Adjusting the cost basis reported on Form 1099-B is necessary to prevent double taxation. Brokerage firms report only the exercise price (Box 3) as the cost basis on the 1099-B.
This reported basis must be increased by the amount of ordinary income recognized and reported on the W-2 or the 1040. For example, if the ordinary income recognized was $500 and the 1099-B shows a basis of $1,000, the true adjusted basis is $1,500.
The sale of the stock must be reported on Form 8949, Sales and Other Dispositions of Capital Assets, and then summarized on Schedule D, Capital Gains and Losses.
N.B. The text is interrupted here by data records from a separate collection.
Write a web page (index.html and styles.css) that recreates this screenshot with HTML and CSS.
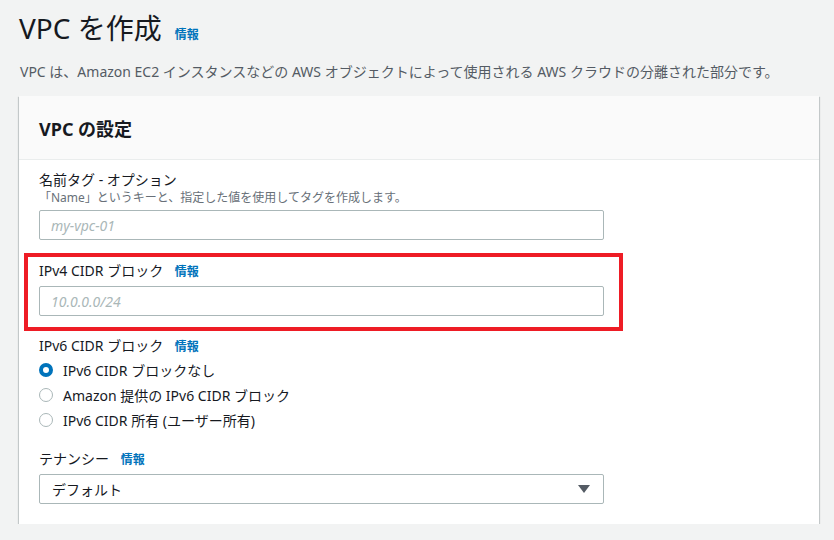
FILE: index.html
```html
<!DOCTYPE html>
<html lang="ja">
<head>
<meta charset="utf-8">
<title>VPC を作成</title>
<link rel="stylesheet" href="styles.css">
</head>
<body>

<div class="page">
	<div class="title-row">
		<h1>VPC を作成</h1>
		<a class="info" href="#">情報</a>
	</div>
	<p class="lead">VPC は、Amazon EC2 インスタンスなどの AWS オブジェクトによって使用される AWS クラウドの分離された部分です。</p>

	<div class="card">
		<div class="card-header">
			<h2>VPC の設定</h2>
		</div>
		<div class="card-body">

			<div class="field">
				<div class="label">名前タグ - オプション</div>
				<div class="hint">「Name」というキーと、指定した値を使用してタグを作成します。</div>
				<input class="text-input" type="text" placeholder="my-vpc-01">
			</div>

			<div class="field highlight">
				<div class="label">IPv4 CIDR ブロック <a class="info" href="#">情報</a></div>
				<input class="text-input" type="text" placeholder="10.0.0.0/24">
			</div>

			<div class="field after-highlight">
				<div class="label">IPv6 CIDR ブロック <a class="info" href="#">情報</a></div>
				<div class="radios">
					<div class="radio"><span class="dot checked"></span>IPv6 CIDR ブロックなし</div>
					<div class="radio"><span class="dot"></span>Amazon 提供の IPv6 CIDR ブロック</div>
					<div class="radio"><span class="dot"></span>IPv6 CIDR 所有 (ユーザー所有)</div>
				</div>
			</div>

			<div class="field tenancy">
				<div class="label">テナンシー <a class="info" href="#">情報</a></div>
				<div class="select">
					<span>デフォルト</span>
					<svg width="14" height="10" viewBox="0 0 14 10"><path d="M1 1h12L7 9z" fill="#545b64"/></svg>
				</div>
			</div>

		</div>
	</div>
</div>

</body>
</html>
```

FILE: styles.css
```css
body {
	margin: 0;
	background: #f2f3f3;
	color: #16191f;
	font-family: "Noto Sans", "Noto Sans CJK JP", sans-serif;
}

.page {
	padding: 10px 15px 0 19px;
	width: 800px;
}

.title-row {
	display: flex;
	align-items: baseline;
	gap: 13px;
}

h1 {
	margin: 0;
	font-size: 28px;
	font-weight: 400;
	line-height: 36px;
}

.info {
	color: #0073bb;
	font-size: 12px;
	font-weight: 700;
	text-decoration: none;
	margin-left: 8px;
}

.title-row .info {
	margin-left: 0;
}

.lead {
	margin: 16px 0 14px 1px;
	font-size: 14px;
	color: #545b64;
	line-height: 20px;
}

.card {
	background: #fff;
	box-shadow: 0 1px 1px 0 rgba(0, 28, 36, 0.3), 1px 1px 1px 0 rgba(0, 28, 36, 0.15), -1px 1px 1px 0 rgba(0, 28, 36, 0.15);
}

.card-header {
	background: #fafafa;
	border-bottom: 1px solid #eaeded;
	height: 63px;
	padding: 0 20px;
	display: flex;
	align-items: center;
}

h2 {
	margin: 0;
	font-size: 18px;
	font-weight: 700;
}

.card-body {
	padding: 10px 20px 20px;
}

.label {
	font-size: 14px;
	line-height: 20px;
	height: 20px;
	color: #16191f;
}

.hint {
	font-size: 12px;
	line-height: 16px;
	color: #687078;
}

.text-input {
	display: block;
	box-sizing: border-box;
	width: 565px;
	height: 30px;
	margin-top: 4px;
	padding: 0 11px;
	border: 1px solid #aab7b8;
	border-radius: 2px;
	font-family: inherit;
	font-size: 14px;
}

.text-input::placeholder {
	color: #aab7b8;
	font-style: italic;
}

.highlight {
	border: 4px solid #ee1c25;
	margin: 13px 0 0 -15px;
	width: 580px;
	padding: 4px 0 11px 11px;
}

.highlight .text-input {
	margin-top: 5px;
}

.after-highlight {
	margin-top: 5px;
}

.radios {
	margin-top: 1px;
}

.radio {
	display: flex;
	align-items: center;
	height: 25px;
	font-size: 14px;
	color: #16191f;
}

.dot {
	box-sizing: border-box;
	width: 14px;
	height: 14px;
	border-radius: 50%;
	border: 1px solid #aab7b8;
	margin-right: 10px;
}

.dot.checked {
	border: 4px solid #0073bb;
}

.tenancy {
	margin-top: 17px;
}

.select {
	box-sizing: border-box;
	width: 565px;
	height: 30px;
	margin-top: 5px;
	padding: 0 12px;
	border: 1px solid #aab7b8;
	border-radius: 2px;
	display: flex;
	align-items: center;
	justify-content: space-between;
	font-size: 14px;
}
```
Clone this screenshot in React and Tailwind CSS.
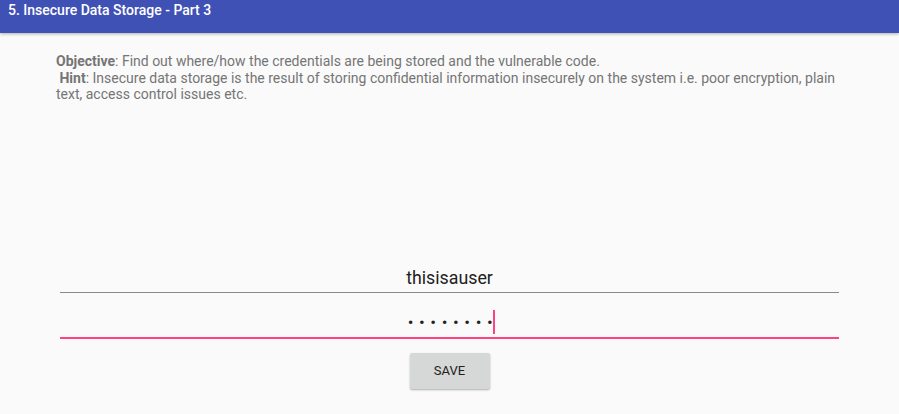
export default function App() {
  return (
    <div className="w-[899px] h-[414px] bg-[#fafafa] overflow-hidden flex flex-col" style={{ fontFamily: 'Roboto, "Liberation Sans", sans-serif' }}>
      {/* Toolbar */}
      <div className="h-[33px] bg-[#3f51b5] shadow-[0_1px_3px_rgba(0,0,0,0.3)] flex items-start px-[8px] pt-[2px] shrink-0">
        <span className="text-white text-[14px] font-medium leading-[17px]">5. Insecure Data Storage - Part 3</span>
      </div>

      {/* Description */}
      <div className="pl-[56px] pr-[60px] pt-[20px] text-[14px] leading-[16.5px] text-[#757575]">
        <p>
          <b className="font-bold">Objective</b>: Find out where/how the credentials are being stored and the vulnerable code.
        </p>
        <p>
          &nbsp;<b className="font-bold">Hint</b>: Insecure data storage is the result of storing confidential information insecurely on the system i.e. poor encryption, plain text, access control issues etc.
        </p>
      </div>

      {/* Form */}
      <div className="mt-auto px-[60px] pb-[25px] flex flex-col items-stretch">
        <div className="h-[38px] flex items-end justify-center border-b border-[#8a8a8a] pb-[3px]">
          <span className="text-[17.8px] text-[#212121] leading-[22px]">thisisauser</span>
        </div>
        <div className="h-[46px] flex items-end justify-center border-b-2 border-[#ff4081] pb-[3px]">
          <span className="flex items-center h-[24px] pl-[4px]">
            <span className="text-[17px] text-[#212121] tracking-[5.6px] leading-[22px]">••••••••</span>
            <span className="w-[2px] h-[24px] bg-[#ff4081] -ml-[5px]" />
          </span>
        </div>
        <div className="flex justify-center mt-[14px]">
          <button className="w-[80px] h-[36px] bg-[#d6d7d7] rounded-[2px] shadow-[0_1px_2px_rgba(0,0,0,0.3)] text-[13px] font-normal text-[#212121]">
            SAVE
          </button>
        </div>
      </div>
    </div>
  );
}
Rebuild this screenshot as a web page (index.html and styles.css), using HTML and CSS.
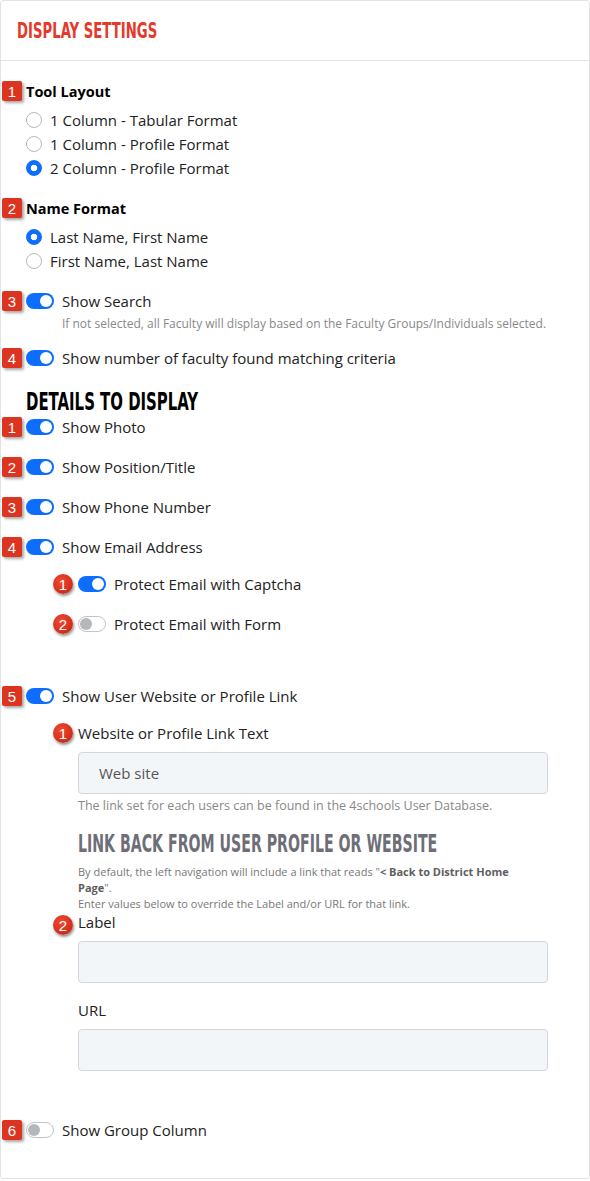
FILE: index.html
```html
<!DOCTYPE html>
<html>
<head>
  <title>Display Settings</title>
  <link rel="stylesheet" href="styles.css">
</head>
<body>
  <div class="panel">
    <div class="panel-head">
      <h1 class="title">DISPLAY SETTINGS</h1>
    </div>

    <div class="panel-body">
      <div class="row first">
        <span class="num">1</span>
        <strong class="group-name">Tool Layout</strong>
      </div>
      <ul class="radios">
        <li><span class="radio"></span>1 Column - Tabular Format</li>
        <li><span class="radio"></span>1 Column - Profile Format</li>
        <li><span class="radio on"></span>2 Column - Profile Format</li>
      </ul>

      <div class="row group">
        <span class="num">2</span>
        <strong class="group-name">Name Format</strong>
      </div>
      <ul class="radios">
        <li><span class="radio on"></span>Last Name, First Name</li>
        <li><span class="radio"></span>First Name, Last Name</li>
      </ul>

      <div class="row group">
        <span class="num">3</span>
        <span class="switch"><span class="knob"></span></span>
        <span class="label">Show Search</span>
      </div>
      <p class="help indent">If not selected, all Faculty will display based on the Faculty Groups/Individuals selected.</p>

      <div class="row after-help">
        <span class="num">4</span>
        <span class="switch"><span class="knob"></span></span>
        <span class="label">Show number of faculty found matching criteria</span>
      </div>

      <h2 class="section">DETAILS TO DISPLAY</h2>

      <div class="row">
        <span class="num">1</span>
        <span class="switch"><span class="knob"></span></span>
        <span class="label">Show Photo</span>
      </div>
      <div class="row group">
        <span class="num">2</span>
        <span class="switch"><span class="knob"></span></span>
        <span class="label">Show Position/Title</span>
      </div>
      <div class="row group">
        <span class="num">3</span>
        <span class="switch"><span class="knob"></span></span>
        <span class="label">Show Phone Number</span>
      </div>
      <div class="row group">
        <span class="num">4</span>
        <span class="switch"><span class="knob"></span></span>
        <span class="label">Show Email Address</span>
      </div>

      <div class="row sub sub-first">
        <span class="dot">1</span>
        <span class="switch"><span class="knob"></span></span>
        <span class="label">Protect Email with Captcha</span>
      </div>
      <div class="row sub group">
        <span class="dot">2</span>
        <span class="switch off"><span class="knob"></span></span>
        <span class="label">Protect Email with Form</span>
      </div>

      <div class="row spaced">
        <span class="num">5</span>
        <span class="switch"><span class="knob"></span></span>
        <span class="label">Show User Website or Profile Link</span>
      </div>

      <div class="row sub sub-first">
        <span class="dot">1</span>
        <span class="label">Website or Profile Link Text</span>
      </div>
      <div class="field">
        <input class="input" type="text" value="Web site">
      </div>
      <p class="help sub-indent">The link set for each users can be found in the 4schools User Database.</p>

      <h2 class="section muted">LINK BACK FROM USER PROFILE OR WEBSITE</h2>
      <p class="note">By default, the left navigation will include a link that reads "<b>&lt; Back to District Home</b><br><b>Page</b>".<br>Enter values below to override the Label and/or URL for that link.</p>

      <div class="row sub label-row">
        <span class="dot">2</span>
        <span class="label">Label</span>
      </div>
      <div class="field near">
        <input class="input" type="text">
      </div>

      <div class="field-label">URL</div>
      <div class="field">
        <input class="input" type="text">
      </div>

      <div class="row last">
        <span class="num">6</span>
        <span class="switch off"><span class="knob"></span></span>
        <span class="label">Show Group Column</span>
      </div>
    </div>
  </div>
</body>
</html>
```

FILE: styles.css
```css
body {
  margin: 0;
  padding: 0;
  background-color: #fff;
  font-family: "Open Sans", "DejaVu Sans", sans-serif;
  font-size: 15px;
  color: #222;
}

.panel {
  box-sizing: border-box;
  width: 590px;
  border: 1px solid #e3e3e3;
  border-radius: 3px;
  background-color: #fff;
}

.panel-head {
  height: 59px;
  display: flex;
  align-items: center;
  border-bottom: 1px solid #e3e3e3;
}

.title,
.section {
  margin: 0;
  font-family: "DejaVu Sans Condensed", "DejaVu Sans", sans-serif;
  font-stretch: condensed;
  font-weight: 700;
  white-space: nowrap;
  transform-origin: left center;
}

.title {
  margin-left: 16px;
  font-size: 22px;
  color: #e5392a;
  transform: scaleX(0.67);
}

.panel-body {
  padding: 18px 0 36px;
}

/* rows with a badge in front */
.row {
  display: flex;
  align-items: center;
  height: 24px;
  padding-left: 1px;
}

.row.group {
  margin-top: 16px;
}

.row.after-help {
  margin-top: 14px;
}

.row.sub {
  padding-left: 52px;
}

.row.sub-first {
  margin-top: 13px;
}

.row.spaced {
  margin-top: 48px;
}

.row.last {
  margin-top: 47px;
}

.group-name {
  font-size: 14.5px;
  font-weight: 700;
  color: #000;
}

.num {
  width: 20px;
  height: 20px;
  margin-right: 4px;
  display: flex;
  align-items: center;
  justify-content: center;
  background-color: #dc3421;
  border-radius: 2px;
  box-shadow: 2px 2px 3px rgba(0, 0, 0, 0.35);
  color: #fff;
  font-family: "Liberation Sans", Arial, sans-serif;
  font-size: 15px;
}

.dot {
  width: 20px;
  height: 20px;
  margin-right: 5px;
  display: flex;
  align-items: center;
  justify-content: center;
  border-radius: 50%;
  background: radial-gradient(circle at 40% 35%, #f04a33, #c41f0e);
  box-shadow: 1px 2px 3px rgba(0, 0, 0, 0.45);
  color: #fff;
  font-family: "Liberation Sans", Arial, sans-serif;
  font-size: 15px;
}

/* radio buttons */
.radios {
  list-style-type: none;
  margin: 5px 0 0;
  padding: 0 0 0 25px;
}

.radios li {
  display: flex;
  align-items: center;
  height: 24px;
}

.radio {
  box-sizing: border-box;
  width: 16px;
  height: 16px;
  margin-right: 8px;
  border: 1px solid #b9b9b9;
  border-radius: 50%;
  background-color: #fff;
}

.radio.on {
  border-color: #0d6efd;
  background: radial-gradient(circle, #fff 0 3px, #0d6efd 3.6px);
}

/* toggle switches */
.switch {
  box-sizing: border-box;
  width: 28px;
  height: 16px;
  margin-right: 8px;
  padding: 0 2px;
  display: flex;
  align-items: center;
  justify-content: flex-end;
  border-radius: 8px;
  background-color: #0d6efd;
}

.knob {
  width: 12px;
  height: 12px;
  border-radius: 50%;
  background-color: #fff;
}

.switch.off {
  justify-content: flex-start;
  border: 1px solid #c4c4c4;
  background-color: #fff;
  padding: 0 1px;
}

.switch.off .knob {
  background-color: #b4b8bd;
}

/* text */
.help {
  margin: 3px 0 0;
  font-size: 12px;
  line-height: 16px;
  color: #888;
}

.help.indent {
  padding-left: 61px;
}

.help.sub-indent {
  margin-top: 4px;
  padding-left: 77px;
  font-size: 12.5px;
}

.section {
  margin-top: 19px;
  margin-left: 25px;
  font-size: 25px;
  line-height: 26px;
  color: #000;
  transform: scaleX(0.664);
}

.section.muted {
  margin-top: 17px;
  margin-left: 77px;
  color: #6e6e76;
  transform: scaleX(0.629);
}

.note {
  width: 470px;
  margin: 7px 0 0 77px;
  font-size: 11px;
  line-height: 16px;
  color: #777;
}

.note b {
  color: #5e5e5e;
}

.row.label-row {
  height: 20px;
  align-items: flex-start;
}

.label-row .dot {
  margin-top: 3px;
}

.label-row .label {
  line-height: 20px;
}

/* text fields */
.field {
  margin: 7px 0 0 77px;
}

.field.near {
  margin-top: 9px;
}

.input {
  box-sizing: border-box;
  width: 470px;
  height: 42px;
  padding: 0 20px;
  border: 1px solid #d3d7dc;
  border-radius: 4px;
  background-color: #f3f6f9;
  font-family: inherit;
  font-size: 15px;
  color: #555;
}

.field-label {
  margin: 15px 0 0 77px;
  line-height: 24px;
}
```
When filling out Form 8949, the employee must report the sale proceeds and the adjusted cost basis.
To signal this basis adjustment to the IRS, the employee enters the cost basis reported by the broker in column (e) of Form 8949. The adjustment amount is entered in column (g) as a negative number, and the employee must use the code “B” in column (f) to indicate the basis was incorrect on the 1099-B.
The final calculated gain or loss (sale price minus the adjusted basis) is reported in column (h). This amount represents the capital gain or loss component, determined by the market movement of the stock after the purchase date.
The capital gain component is taxed as a short-term capital gain if the stock was held for one year or less from the purchase date (Box 5). Short-term gains are taxed at ordinary income tax rates. If the stock was held for more than one year, the remaining gain is taxed as a long-term capital gain at preferential rates. This favorable treatment applies only to the appreciation beyond the sum of the exercise price and the recognized ordinary income.